A livello di insegnamento invece cosa rappresenta?
La vita e la fine di Riina sarà sicuramente un esempio quando si spiegherà alle giovani generazioni che una vita criminale non porta a nessun vantaggio, anzi, terminerà nel peggiore dei modi, in carcere e lontano dai propri cari. Il tutto a differenza di vite come quelle di Paolo Borsellino, Giovanni Falcone, Rocco Chinnici, Boris Giuliano, Pio La Torre e via discorrendo: loro saranno per sempre ricordati con tutti gli onori possibili e posti nell’Olimpo degli Eroi del nostro Paese. Lo diceva perfettamente Leonardo da Vinci: “Sì come una giornata ben spesa dà lieto dormire, così una vita ben spesa dà lieto morire”.
Parliamo invece dell’accoglienza che la notizia della morte ha avuto nell’opinione pubblica…
Una premessa è d’obbligo. Ognuno agisce come meglio crede. Io non brindo, non ho brindato quando è morto Provenzano e non ho brindato a quella di Riina. E ti spiego il perché: sembra che quando venne ucciso Pio La Torre, Riina ed altri festeggiarono e brindarono al ritorno del commando che aveva appena ammazzato il parlamentare. E ancora, ed è fatto noto, il giorno successivo alla strage di Capaci i sacchi di rifiuti dell’Ucciardone erano usciti dal carcere più pesanti rispetto al normale: si scoprì che erano pieni di bottiglie di champagne, utilizzate per brindare alla morte di Falcone.
Dunque brindare vuol dire essere come loro?
Ne sono fermamente convinto: noi non siamo come loro. Loro festeggiano per la morte di qualcun altro, noi no. Io non sono come quei mafiosi.
Come si è comportato lo Stato in questa circostanza?
Lo Stato ha dimostrato stavolta la sua forza. Ha tenuto Riina in carcere fino alla fine dei suoi giorni, giustamente perché fino alle operazioni chirurgiche subite il boss era ancora in grado di influenzare l’esterno: basti pensare che Provenzano già prima di morire era ridotto a una larva, e io stesso criticai la decisione di tenere in carcere l’uomo in quel caso. Dall’altra parte lo Stato ha garantito a Riina i diritti fondamentali per tutti i detenuti, quello alle cure o anche la possibilità per i parenti di dargli l’ultimo saluto. Una prova di fermezza e una conferma: noi, lo Stato, non siamo come loro. Ed è fondamentale ricordarlo.
Come prevedibile la morte di Riina ha avuto grande eco sui social. Al netto delle conseguenze “pratiche” che hai raccontato circa il posto vacante lasciato dal boss, di cosa dovremmo preoccuparci?

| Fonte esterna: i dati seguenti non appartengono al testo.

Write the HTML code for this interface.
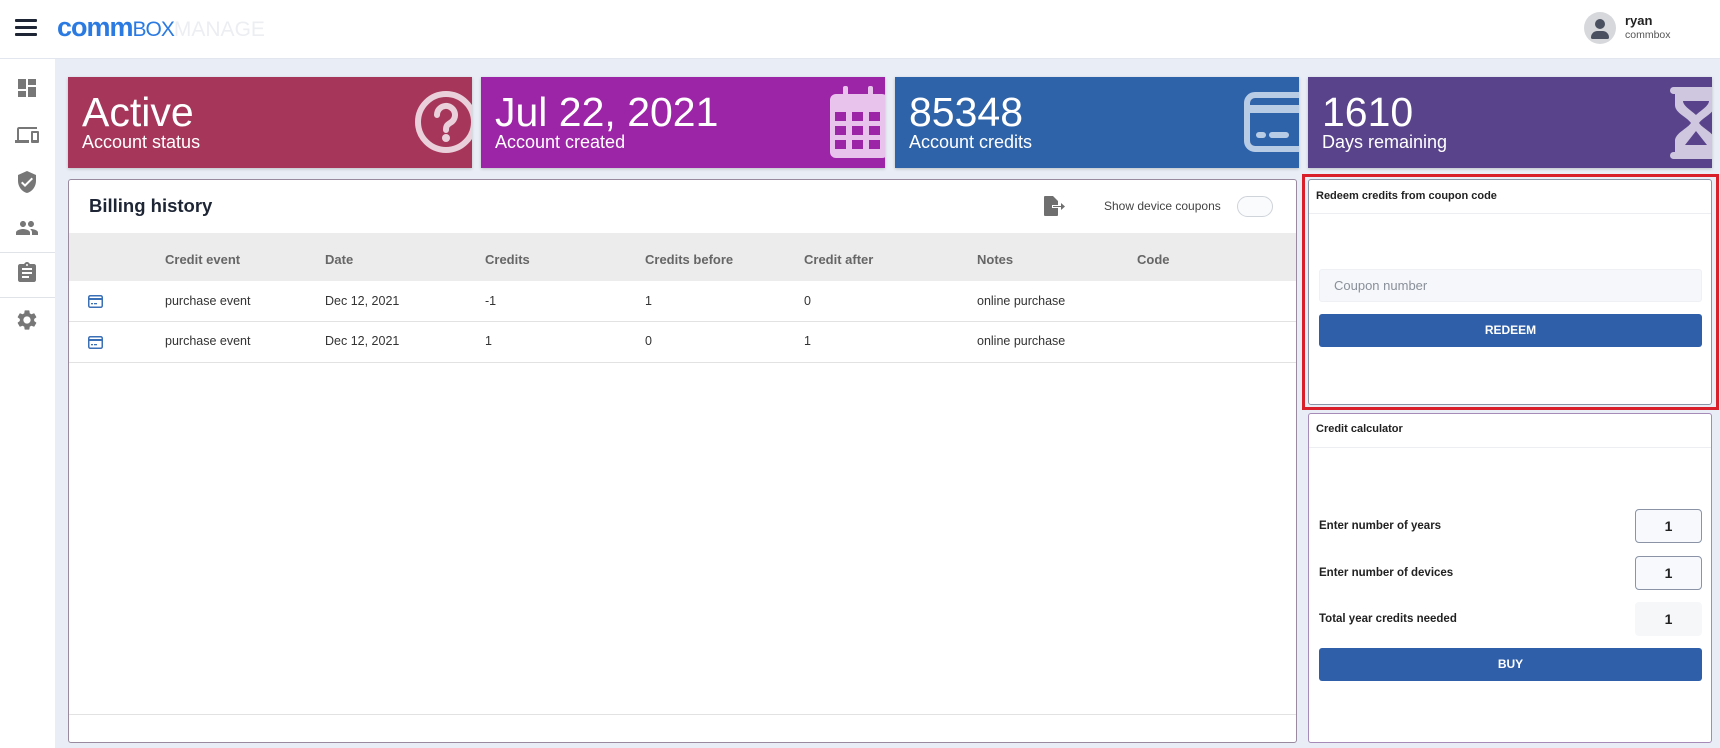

Sul profilo Facebook della figlia di Riina è pieno di gente che ha scritto post di condoglianze, dicendo quanto Totò sia stato bravo in vita, e quanto persone come lui non ce ne siano più. Pensieri simili a quelli che incredibilmente ho letto sui social in questi giorni. Ecco, questa è una vergogna, e di questo dovremmo preoccuparci seriamente.
La migliore risposta sta tutta nella foto che abbiamo scelto a corredo dell’intervista. Raccontare le storie di chi ha combattuto la mafia è ancora, e sarà sempre, il modo migliore per ricordare un punto, forse il più importante. Per non girare più la testa dall’altra parte. “L’importante non è stabilire se uno ha paura o meno, è saper convivere con la propria paura e non farsi condizionare dalla stessa. Ecco, il coraggio è questo”. Giovanni Falcone e Paolo Borsellino sono morti da eroi, ma non volevano essere considerati tali. Erano uomini che facevano il loro lavoro. E lo facevano molto bene. Per questo ce li hanno portati via. Ma le idee restano. E su quelle cammina oggi la quotidiana lotta alla mafia di tante persone, di tanti magistrati, di tanti giornalisti – ancora minacce per Paolo Borrometi, la notizia è di ieri – di tanti rappresentanti delle forze dell’ordine e di tanti cittadini che la testa dall’altra parte non intendono girarla. Non più.